Monday, May 22, 2017

                       WATTS'  WEATHER  UNDERGROUND


WATTS' LATEST CROP OF ALTERNATIVE  CLIMATE FACTS ARE ARRIVED AT BY IGNORING BOTH  THE TITLE, WHICH CITES  GREENHOUSE GAS  FORCING -  
AND  THE CONCLUSIONS- OF  THE NATURE GEOSCIENCE  ARTICLE UPON WHICH HE SUPPOSEDLY REPORTS:

Contradicting consensus climate science: Study suggests ‘continual warming over the past 11,000 years’

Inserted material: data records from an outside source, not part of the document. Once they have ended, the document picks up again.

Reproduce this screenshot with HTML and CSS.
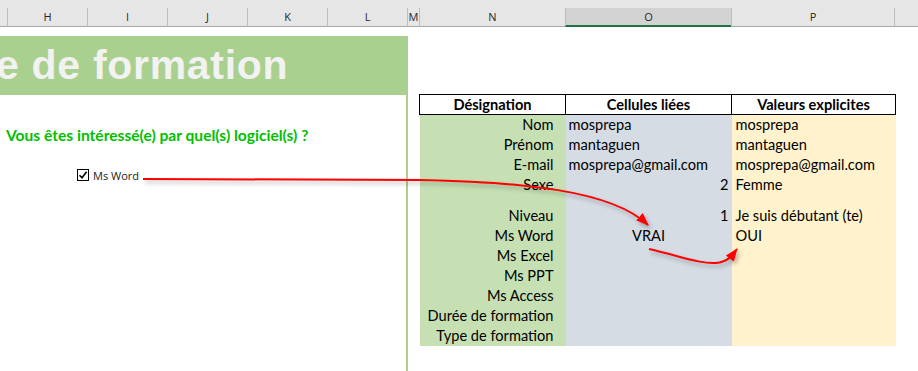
FILE: index.html
```html
<!DOCTYPE html>
<html lang="fr">
<head>
    <meta charset="UTF-8">
    <title>Formulaire de formation</title>
    <link rel="stylesheet" href="styles.css">
</head>
<body>

<div class="colheads">
    <div class="colhead"></div>
    <div class="colhead">H</div>
    <div class="colhead">I</div>
    <div class="colhead">J</div>
    <div class="colhead">K</div>
    <div class="colhead">L</div>
    <div class="colhead">M</div>
    <div class="colhead">N</div>
    <div class="colhead active">O</div>
    <div class="colhead">P</div>
    <div class="colhead"></div>
</div>

<div class="sheet">
    <div class="form">
        <div class="banner">e de formation</div>
        <p class="question">Vous êtes intéressé(e) par quel(s) logiciel(s) ?</p>
        <label class="check">
            <span class="box">
                <svg width="10" height="10" viewBox="0 0 10 10"><path d="M1.5 5.2 L4 7.8 L8.6 1.8" fill="none" stroke="#000" stroke-width="1.6"/></svg>
            </span>
            Ms Word
        </label>
    </div>

    <table class="data">
        <colgroup>
            <col class="c-des">
            <col class="c-lie">
            <col class="c-val">
        </colgroup>
        <thead>
            <tr>
                <th>Désignation</th>
                <th>Cellules liées</th>
                <th>Valeurs explicites</th>
            </tr>
        </thead>
        <tbody>
            <tr><td class="des">Nom</td><td class="lie">mosprepa</td><td class="val">mosprepa</td></tr>
            <tr><td class="des">Prénom</td><td class="lie">mantaguen</td><td class="val">mantaguen</td></tr>
            <tr><td class="des">E-mail</td><td class="lie">mosprepa@gmail.com</td><td class="val">mosprepa@gmail.com</td></tr>
            <tr><td class="des">Sexe</td><td class="lie num">2</td><td class="val">Femme</td></tr>
            <tr class="tall"><td class="des">Niveau</td><td class="lie num">1</td><td class="val">Je suis débutant (te)</td></tr>
            <tr><td class="des">Ms Word</td><td class="lie mid">VRAI</td><td class="val">OUI</td></tr>
            <tr><td class="des">Ms Excel</td><td class="lie"></td><td class="val"></td></tr>
            <tr><td class="des">Ms PPT</td><td class="lie"></td><td class="val"></td></tr>
            <tr><td class="des">Ms Access</td><td class="lie"></td><td class="val"></td></tr>
            <tr><td class="des">Durée de formation</td><td class="lie"></td><td class="val"></td></tr>
            <tr><td class="des">Type de formation</td><td class="lie"></td><td class="val"></td></tr>
        </tbody>
    </table>
</div>

<!-- fleches dessinees par-dessus la feuille -->
<svg class="arrows" width="918" height="371" viewBox="0 0 918 371">
    <defs>
        <marker id="tip" markerUnits="userSpaceOnUse" markerWidth="13" markerHeight="10" refX="12" refY="5" orient="auto">
            <path d="M0 0 L13 5 L0 10 Z" fill="#ff0000"/>
        </marker>
    </defs>
    <path d="M143 179 L420 180 C520 182 612 190 648 225" fill="none" stroke="#ff0000" stroke-width="2" marker-end="url(#tip)"/>
    <path d="M649 249 C680 256 700 264 716 263 C727 262 731 257 737 249" fill="none" stroke="#ff0000" stroke-width="2" marker-end="url(#tip)"/>
</svg>

</body>
</html>
```

FILE: styles.css
```css
body {
    margin: 0;
    background-color: #fff;
    font-family: 'Lato', 'Liberation Sans', sans-serif;
    width: 918px;
    height: 371px;
    overflow: hidden;
    position: relative;
}

/* en-tetes de colonnes */
.colheads {
    display: grid;
    grid-template-columns: 7px 80px 80px 80px 80px 80px 12px 146px 166px 163px 1fr;
    height: 27px;
    padding-top: 8px;
    box-sizing: border-box;
    background-color: #e6e6e6;
}

.colhead {
    border-left: 1px solid #bdbdbd;
    border-bottom: 1px solid #a8a8a8;
    font-family: 'Open Sans', sans-serif;
    font-size: 11px;
    line-height: 18px;
    text-align: center;
    color: #262626;
}

.colhead:first-child {
    border-left: none;
}

.colhead.active {
    background-color: #d2d2d2;
    border-bottom: 2px solid #217346;
    line-height: 17px;
}

.sheet {
    display: flex;
    align-items: flex-start;
}

/* formulaire a gauche */
.form {
    width: 406px;
    height: 335px;
    margin-top: 9px;
    border-right: 2px solid #a9d08e;
}

.banner {
    height: 59px;
    background-color: #a9d08e;
    color: #f2f2f2;
    font-family: 'Liberation Sans', Arial, sans-serif;
    font-weight: bold;
    font-size: 41px;
    letter-spacing: 0.7px;
    line-height: 59px;
    white-space: nowrap;
    overflow: hidden;
    text-indent: -4px;
}

.question {
    margin: 30px 0 0 6px;
    color: #00c000;
    font-weight: bold;
    font-size: 15.6px;
    line-height: 20px;
}

.check {
    display: flex;
    align-items: center;
    gap: 4px;
    margin: 23px 0 0 77px;
    font-family: 'Open Sans', sans-serif;
    font-size: 11px;
    color: #222;
    height: 14px;
}

.box {
    width: 12px;
    height: 12px;
    box-sizing: border-box;
    border: 1px solid #000;
    display: flex;
    align-items: center;
    justify-content: center;
    background-color: #fff;
}

/* tableau a droite */
.data {
    margin: 67px 0 0 11px;
    width: 476px;
    table-layout: fixed;
    border-collapse: collapse;
    font-size: 14.6px;
    color: #000;
}

.c-des { width: 146px; }
.c-lie { width: 166px; }
.c-val { width: 164px; }

.data th {
    height: 19px;
    padding: 0;
    border: 1px solid #000;
    background-color: #fff;
    font-weight: bold;
    text-align: center;
    line-height: 18px;
}

.data td {
    height: 20px;
    padding: 0 3px;
    vertical-align: bottom;
    line-height: 20px;
    white-space: nowrap;
}

.data tr.tall td {
    height: 31px;
}

.des {
    background-color: #c6e0b4;
    text-align: right;
    padding-right: 12px !important;
}

.lie {
    background-color: #d6dce4;
}

.val {
    background-color: #fff2cc;
    padding-left: 4px !important;
}

.num {
    text-align: right;
}

.mid {
    text-align: center;
}

.arrows {
    position: absolute;
    top: 0;
    left: 0;
    pointer-events: none;
    filter: drop-shadow(2px 3px 2px rgba(0, 0, 0, 0.28));
}
```
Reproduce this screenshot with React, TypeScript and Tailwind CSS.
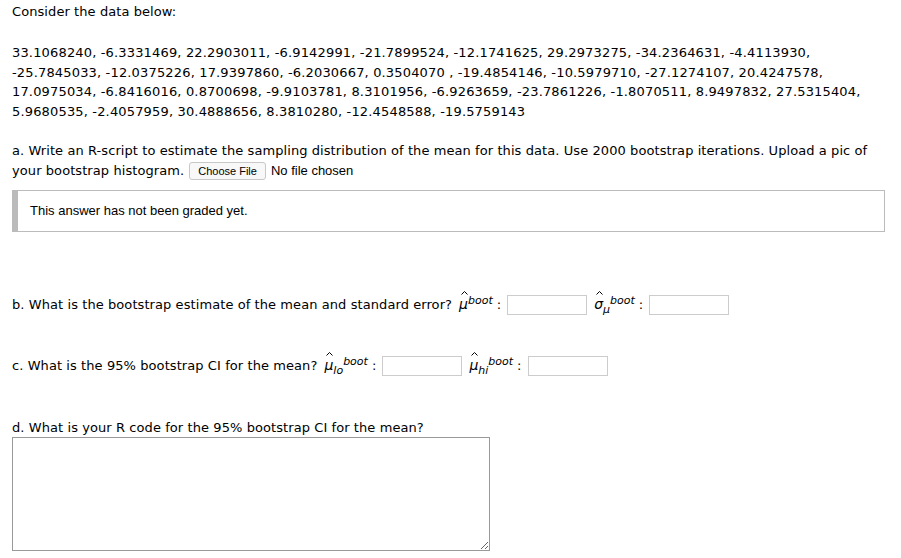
import React from "react";

const data = [
  "33.1068240, -6.3331469, 22.2903011, -6.9142991, -21.7899524, -12.1741625, 29.2973275, -34.2364631, -4.4113930,",
  "-25.7845033, -12.0375226, 17.9397860, -6.2030667, 0.3504070 , -19.4854146, -10.5979710, -27.1274107, 20.4247578,",
  "17.0975034, -6.8416016, 0.8700698, -9.9103781, 8.3101956, -6.9263659, -23.7861226, -1.8070511, 8.9497832, 27.5315404,",
  "5.9680535, -2.4057959, 30.4888656, 8.3810280, -12.4548588, -19.5759143",
];

// hatted greek letter with optional subscript, then "boot" superscript
const Sym = ({ base, sub }: { base: string; sub?: string }) => (
  <span className="inline-flex items-baseline ml-[7px] mr-[4px] italic tracking-normal">
    <span className="relative text-[14px]">
      {base}
      <svg className="absolute left-[2px] -top-[3px]" width="7" height="4" viewBox="0 0 7 4">
        <polyline points="0.5,3.5 3.5,0.5 6.5,3.5" fill="none" stroke="#000" strokeWidth="1" />
      </svg>
    </span>
    {sub && <span className="relative top-[4px] text-[11px]">{sub}</span>}
    <span className="relative -top-[5px] text-[11px]">boot</span>
  </span>
);

const Box = () => <input type="text" className="w-[80px] h-[20px] border border-[#ccc] bg-white outline-none" />;

export default function App() {
  return (
    <div className="w-[901px] h-[558px] bg-white text-[#000] font-['Verdana','DejaVu_Sans',sans-serif] text-[13px] leading-[20px] tracking-[0.08px] pl-[12px] pr-[16px] pt-[2px]">
      <p>Consider the data below:</p>
      <div className="mt-[21px] leading-[19.5px] tracking-[0.16px]">
        {data.map((l, i) => (
          <div key={i} className="whitespace-nowrap">{l}</div>
        ))}
      </div>

      <p className="mt-[20px]">
        a. Write an R-script to estimate the sampling distribution of the mean for this data. Use 2000 bootstrap iterations. Upload a pic of
      </p>
      <div className="flex items-center">
        <span>your bootstrap histogram.</span>
        <button className="ml-[5px] h-[18px] px-[8px] border border-[#c8c8c8] rounded-[3px] bg-[#f8f8f8] text-[11px] leading-[16px] tracking-normal font-['Liberation_Sans',Arial,sans-serif]">
          Choose File
        </button>
        <span className="ml-[5px] text-[13px] tracking-normal font-['Liberation_Sans',Arial,sans-serif]">No file chosen</span>
      </div>

      <div className="mt-[9px] h-[42px] border border-[#bbb] border-l-[6px] flex items-center pl-[12px] text-[13px] tracking-normal font-['Liberation_Sans',Arial,sans-serif]">
        This answer has not been graded yet.
      </div>

      <div className="mt-[62px] flex items-center">
        <span>b. What is the bootstrap estimate of the mean and standard error?</span>
        <Sym base="μ" />
        <span className="mr-[6px]">:</span>
        <Box />
        <Sym base="σ" sub="μ" />
        <span className="mr-[6px]">:</span>
        <Box />
      </div>

      <div className="mt-[39px] flex items-center">
        <span>c. What is the 95% bootstrap CI for the mean?</span>
        <Sym base="μ" sub="lo" />
        <span className="mr-[6px]">:</span>
        <Box />
        <Sym base="μ" sub="hi" />
        <span className="mr-[6px]">:</span>
        <Box />
      </div>

      <p className="mt-[42px] leading-[18px]">d. What is your R code for the 95% bootstrap CI for the mean?</p>
      <textarea className="block w-[478px] h-[114px] border border-[#999] resize-y outline-none" />
    </div>
  );
}
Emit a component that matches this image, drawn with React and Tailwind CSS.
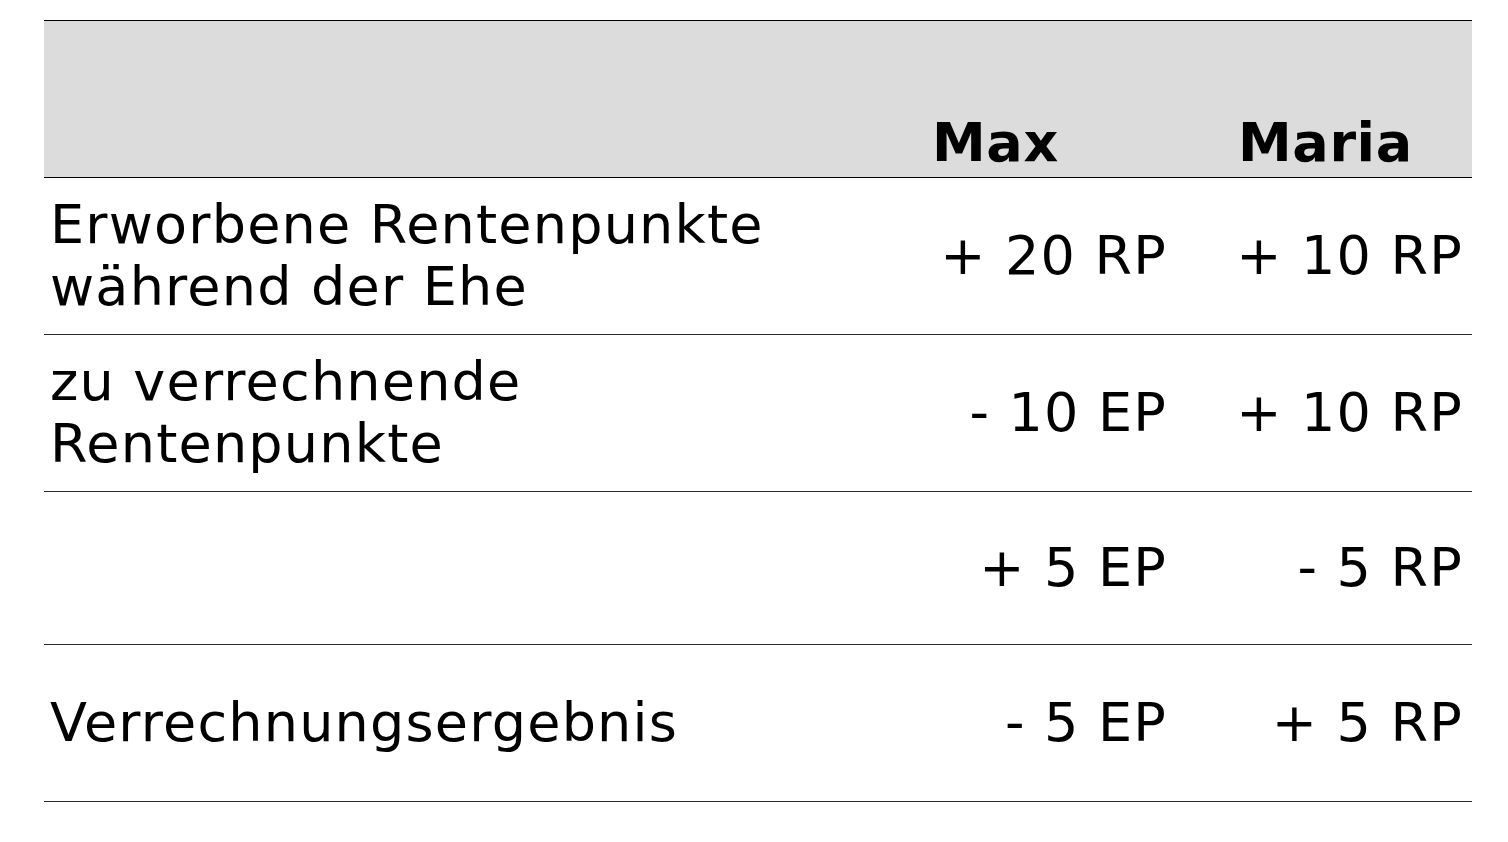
import React from 'react';

const rows = [
  { label: ['Erworbene Rentenpunkte', 'während der Ehe'], max: '+ 20 RP', maria: '+ 10 RP', h: 'h-[157px]' },
  { label: ['zu verrechnende', 'Rentenpunkte'], max: '- 10 EP', maria: '+ 10 RP', h: 'h-[157px]' },
  { label: [], max: '+ 5 EP', maria: '- 5 RP', h: 'h-[153px]' },
  { label: ['Verrechnungsergebnis'], max: '- 5 EP', maria: '+ 5 RP', h: 'h-[157px]' },
];

function App() {
  return (
    <div className="min-h-screen bg-white text-black font-['DejaVu_Sans',Verdana,sans-serif] pt-[20px] pl-[44px]">
      <div className="w-[1428px]">
        {/* header */}
        <div className="grid grid-cols-[882px_306px_240px] h-[158px] bg-[#dcdcdc] border-t border-b border-black items-end">
          <div />
          <div className="pl-[6px] pb-[3px] text-[54px] leading-[62px] font-bold tracking-[0.6px]">Max</div>
          <div className="pl-[6px] pb-[3px] text-[54px] leading-[62px] font-bold tracking-[0.6px]">Maria</div>
        </div>

        {rows.map((r, i) => (
          <div key={i} className={`grid grid-cols-[882px_306px_240px] ${r.h} border-b border-[#2a2a2a] items-center text-[54px] leading-[62px] tracking-[1.2px]`}>
            <div className="pl-[6px]">
              {r.label.map((l, j) => (
                <div key={j}>{l}</div>
              ))}
            </div>
            <div className="text-right pr-[65px]">{r.max}</div>
            <div className="text-right pr-[9px]">{r.maria}</div>
          </div>
        ))}
      </div>
    </div>
  );
}

export default App;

UNLV Geoscience Ph.D. student Jonathan Baker has found evidence that shows nearly continuous warming from the end of the last Ice Age to the present in the Ural Mountains in central Russia.
The research, which was published today in top geoscience journal Nature Geoscience, shows continual warming over the past 11,000 years, contradicting the current belief that northern hemisphere temperatures peaked 6,000 to 8,000 years ago and cooled until the pre-Industrial period.
ALAS FOR WUWT DISINFORMATEES, OSTENSIBLE JOURNALISTS INCLUDED, THE AUTHORS  WERE  NOT  WRITING  ABOUT  CLIMATE  AND   GLOBAL SURFACE TEMPERATURES,  BUT  WHAT  HAPPENED  DEEP   INSIDE  A  CAVE  IN  THE  INTERIOR  OF  SIBERIA:

    

Holocene warming in western continental Eurasia driven by glacial retreat and greenhouse forcing

doi:10.1038/ngeo2953
Received
 
Accepted
 
Published online
 

Abstract


The global temperature evolution during the Holocene is poorly known. Whereas proxy data suggest that warm conditions prevailed in the Early to mid-Holocene with subsequent cooling, model reconstructions show long-term warming associated with ice-sheet retreat and rising greenhouse gas concentrations. One reason for this contradiction could be the under-representation of indicators for winter climate in current global proxy reconstructions. Here we present records of carbon and oxygen isotopes from two U–Th-dated stalagmites from Kinderlinskaya Cave in the southern Ural Mountains that document warming during the winter season from 11,700 years ago to the present. Our data are in line with the global Holocene temperature evolution reconstructed from transient model simulations. We interpret Eurasian winter warming during the Holocene as a response to the retreat of Northern Hemisphere ice sheets until about 7,000 years ago, and to rising atmospheric greenhouse gas concentrations and winter insolation thereafter. We attribute negative δ18O anomalies 11,000 and 8,200 years ago to enhanced meltwater forcing of North Atlantic Ocean circulation, and a rapid decline of δ13C during the Early Holocene with stabilization after about 10,000 years ago to afforestation at our study site. We conclude that winter climate dynamics dominated Holocene temperature evolution in the continental interior of Eurasia, in contrast to regions more proximal to the ocean.